September 2, 2010

From the Executive Director

Actors and Money

By Teresa Eyring

The late great director Garland Wright described theatre as “the shared act of imagining between actor and audience.” In his principles of leadership as artistic director of Minneapolis’s Guthrie Theater he wrote: “Theatre is not a place or a thing but an act—an interchange that has consequence. Theatre is the means by which actors and audience choose together to examine and participate in the world—to recognize it, to experience it, and ultimately to understand it.”

In a 1992 New York Times story, Ian McKellen commented: “It’s in every human being to act. We’re all on in a variety of ways, and some become very accomplished at it. In the theatre, the actor is in total control. The director wasn’t in the house last night, the designer wasn’t there.… It’s just us and the audience.” McKellen observed that “a great actor is someone who can embrace the entire audience, turning just for this one evening a group of strangers into a unit of some sort.”

So often, when attempting to describe the essence of theatre and what distinguishes it from other forms of art and media, it is the exquisite interactive connection between actor and audience that we seek to capture. The impossible-to-replicate exchange of energy that occurs during the course of a live performance may even be considered a source of competitive advantage. But even if we agree that this communion between performer and audience is central to the theatre experience, what do we find when we examine in broad daylight the current financial realities of the stage acting profession?

In the career section of www.collegegrad.com, aspiring thespians will read that “actors endure long periods of unemployment, intense competition for roles and frequent rejections in auditions. Formal training through a university or acting conservatory is typical; however, many actors find work on the basis of their experience and talent alone. Because earnings for actors are erratic, many supplement their incomes by holding jobs in other fields.”

According to Actors’ Equity Association, just 18,000 of its 47,000 members were working in 2006–07, with the average number of work weeks at 17 weeks per actor in a year. Nearly 70 percent of these working actors earned $15,000 or less from work on stage; just 6 percent earned more than $75,000.

Even with this knowledge, college and university acting programs continue to go gangbusters, and the number of programs is increasing. In some cases, tuition fees leave students with enormous loan obligations, causing some of the most talented graduates to head straight for pilot season—with no hope of affording a career in theatre. Young actors devoted to the stage often pull together their own companies and pay themselves little or nothing in order to pursue their craft.

Is the situation an irreversible byproduct of market forces? Is there hope for something better?

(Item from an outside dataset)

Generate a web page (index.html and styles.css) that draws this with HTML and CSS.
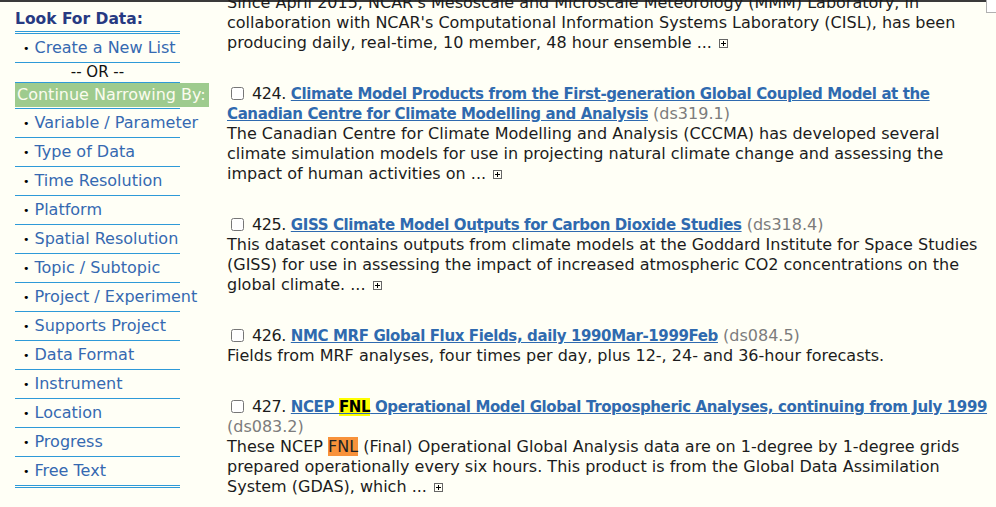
FILE: index.html
```html
<!DOCTYPE html>
<html>
<head>
<meta charset="utf-8">
<link rel="stylesheet" href="styles.css">
</head>
<body>
<div class="topbar"></div>
<div class="corner"></div>
<div class="page">
  <nav class="sidebar">
    <div class="side-head">Look For Data:</div>
    <ul class="side-list">
      <li class="item"><span class="bul">•</span><a>Create a New List</a></li>
      <li class="or">-- OR --</li>
      <li class="narrow"><span class="green">Continue Narrowing By:</span></li>
      <li class="item"><span class="bul">•</span><a>Variable / Parameter</a></li>
      <li class="item"><span class="bul">•</span><a>Type of Data</a></li>
      <li class="item"><span class="bul">•</span><a>Time Resolution</a></li>
      <li class="item"><span class="bul">•</span><a>Platform</a></li>
      <li class="item"><span class="bul">•</span><a>Spatial Resolution</a></li>
      <li class="item"><span class="bul">•</span><a>Topic / Subtopic</a></li>
      <li class="item"><span class="bul">•</span><a>Project / Experiment</a></li>
      <li class="item"><span class="bul">•</span><a>Supports Project</a></li>
      <li class="item"><span class="bul">•</span><a>Data Format</a></li>
      <li class="item"><span class="bul">•</span><a>Instrument</a></li>
      <li class="item"><span class="bul">•</span><a>Location</a></li>
      <li class="item"><span class="bul">•</span><a>Progress</a></li>
      <li class="item last"><span class="bul">•</span><a>Free Text</a></li>
    </ul>
  </nav>
  <main class="results">
    <div class="entry">
      <div class="desc">Since April 2015, NCAR's Mesoscale and Microscale Meteorology (MMM) Laboratory, in<br>collaboration with NCAR's Computational Information Systems Laboratory (CISL), has been<br>producing daily, real-time, 10 member, 48 hour ensemble ... <span class="more"></span></div>
    </div>
    <div class="entry">
      <div class="title"><input type="checkbox"> <span class="num">424.</span> <a>Climate Model Products from the First-generation Global Coupled Model at the<br>Canadian Centre for Climate Modelling and Analysis</a> <span class="ds">(ds319.1)</span></div>
      <div class="desc">The Canadian Centre for Climate Modelling and Analysis (CCCMA) has developed several<br>climate simulation models for use in projecting natural climate change and assessing the<br>impact of human activities on ... <span class="more"></span></div>
    </div>
    <div class="entry">
      <div class="title"><input type="checkbox"> <span class="num">425.</span> <a>GISS Climate Model Outputs for Carbon Dioxide Studies</a> <span class="ds">(ds318.4)</span></div>
      <div class="desc">This dataset contains outputs from climate models at the Goddard Institute for Space Studies<br>(GISS) for use in assessing the impact of increased atmospheric CO2 concentrations on the<br>global climate. ... <span class="more"></span></div>
    </div>
    <div class="entry">
      <div class="title"><input type="checkbox"> <span class="num">426.</span> <a>NMC MRF Global Flux Fields, daily 1990Mar-1999Feb</a> <span class="ds">(ds084.5)</span></div>
      <div class="desc">Fields from MRF analyses, four times per day, plus 12-, 24- and 36-hour forecasts.</div>
    </div>
    <div class="entry">
      <div class="title"><input type="checkbox"> <span class="num">427.</span> <a>NCEP <mark class="hl-y">FNL</mark> Operational Model Global Tropospheric Analyses, continuing from July 1999</a><br><span class="ds">(ds083.2)</span></div>
      <div class="desc">These NCEP <mark class="hl-o">FNL</mark> (Final) Operational Global Analysis data are on 1-degree by 1-degree grids<br>prepared operationally every six hours. This product is from the Global Data Assimilation<br>System (GDAS), which ... <span class="more"></span></div>
    </div>
  </main>
</div>
</body>
</html>
```
FILE: styles.css
```css
html, body {
  margin: 0;
  padding: 0;
  background: #fffff6;
  overflow: hidden;
}
body {
  font-family: "DejaVu Sans", sans-serif;
  color: #1c1c1c;
  position: relative;
  height: 507px;
}
.topbar {
  height: 2px;
  background: #3a3a3a;
  margin-right: 10px;
}
.corner {
  position: absolute;
  top: 0;
  right: 0;
  width: 9px;
  height: 12px;
  background: #ffffff;
  border-left: 1px solid #b0b0b0;
  border-bottom: 1px solid #b0b0b0;
}
.page {
  display: flex;
  align-items: flex-start;
}
.sidebar {
  width: 165px;
  margin-left: 15px;
  margin-top: 6px;
  flex: none;
}
.side-head {
  font-weight: bold;
  font-size: 15.5px;
  color: #273a82;
  line-height: 23px;
  border-bottom: 3px double #2e9ad8;
}
.side-list {
  list-style: none;
  margin: 0;
  padding: 0;
  font-size: 16px;
}
.side-list li {
  border-bottom: 1px solid #2e9ad8;
  white-space: nowrap;
}
.item {
  height: 28px;
  line-height: 28px;
  padding-left: 8px;
}
.item a {
  color: #3569b1;
}
.bul {
  color: #000;
  font-size: 11px;
  margin-right: 5px;
  vertical-align: 1px;
}
.item.last {
  border-bottom: 3px double #2e9ad8 !important;
}
.or {
  height: 19px;
  line-height: 19px;
  text-align: center;
  color: #111;
  font-size: 15px;
}
.narrow {
  height: 25px;
}
.green {
  display: inline-block;
  background: #9ecb8e;
  color: #fbfbee;
  height: 24px;
  line-height: 24px;
  padding: 0 3px 0 2px;
}
.results {
  margin-left: 47px;
  margin-top: -9px;
  font-size: 16px;
  line-height: 20px;
  white-space: nowrap;
}
.entry {
  margin-bottom: 31px;
}
.title {
  line-height: 20px;
}
.title input {
  width: 13px;
  height: 13px;
  margin: 0 3px 0 4px;
  vertical-align: -1px;
}
.num {
  letter-spacing: -0.5px;
}
.title a {
  color: #2f6aaf;
  font-weight: bold;
  font-size: 15px;
  letter-spacing: -0.38px;
  text-decoration: underline;
}
.ds {
  color: #7c7c7c;
}
mark {
  color: #000;
  padding: 0;
}
.hl-y {
  background: #ffff00;
}
.hl-o {
  background: #f8923a;
  color: #222;
}
.more {
  display: inline-block;
  width: 7px;
  height: 7px;
  border: 1px solid #666;
  position: relative;
  vertical-align: 0px;
  margin-left: 2px;
}
.more::before, .more::after {
  content: "";
  position: absolute;
  background: #000;
}
.more::before {
  left: 1px;
  top: 3px;
  width: 5px;
  height: 1px;
}
.more::after {
  left: 3px;
  top: 1px;
  width: 1px;
  height: 5px;
}
```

There have been some notable occasions of organizations and funders attempting to envision a different state of affairs and bring it into reality. In the late 1980s and ’90s, the Guthrie raised the largest endowment the American theatre had seen up until that time and designated as one of its purposes the increase of actor salaries and the support of a large year-round acting company. While the Guthrie’s acting company is no longer fully intact, many of its members still reside in the Twin Cities with families, homes and continuing work in the theatre community—including at the Guthrie. The Fox Foundation Resident Actor Fellowships, administered by TCG, provide support both for actors to further their professional growth and for theatres to deepen their relationships with actors. In that program’s “extraordinary potential” category, which is focused on early- to mid-career artists, grantees can use up to $10,000 to pay off student loans.

A large percentage of Equity work weeks are provided each year by not-for-profit theatres, primarily through League of Resident Theatres and developing-theatre contracts, which offer a combined 36 percent of Equity actor employment. These organizations are repositories of a growing number of work opportunities for actors. However, as reported in the 2006 edition of Theatre Facts, theatres on average continue to experience declining working capital and difficulties in maintaining audience levels. Under these circumstances, the fundraising priority tends to be generating enough support to meet basic costs—and perhaps even to maintain stability.

Actors’ Equity’s visionary new executive director John Connolly, himself an actor, has begun reaching out to the theatre community to discuss how we can make progress for actors and theatres through new ways of thinking about these issues in a world that is rapidly changing. As that discussion progresses, we at TCG believe some areas for examination that could benefit actors, build audiences and strengthen theatres include:

• How to ride the wave of opportunities offered through new technology-based media platforms;
• How to better utilize old technology—such as videotape—to promote, disseminate and celebrate the work of theatres and actors;
• How to capitalize on the ever-increasing interest in international dialogue and exchange;
• How to collaborate on building a stronger national arts policy.

Along with AEA, innovative funders and TCG theatres nationwide, we look forward to a productive investigation of these and other topics aimed at enriching actors’ lives and work.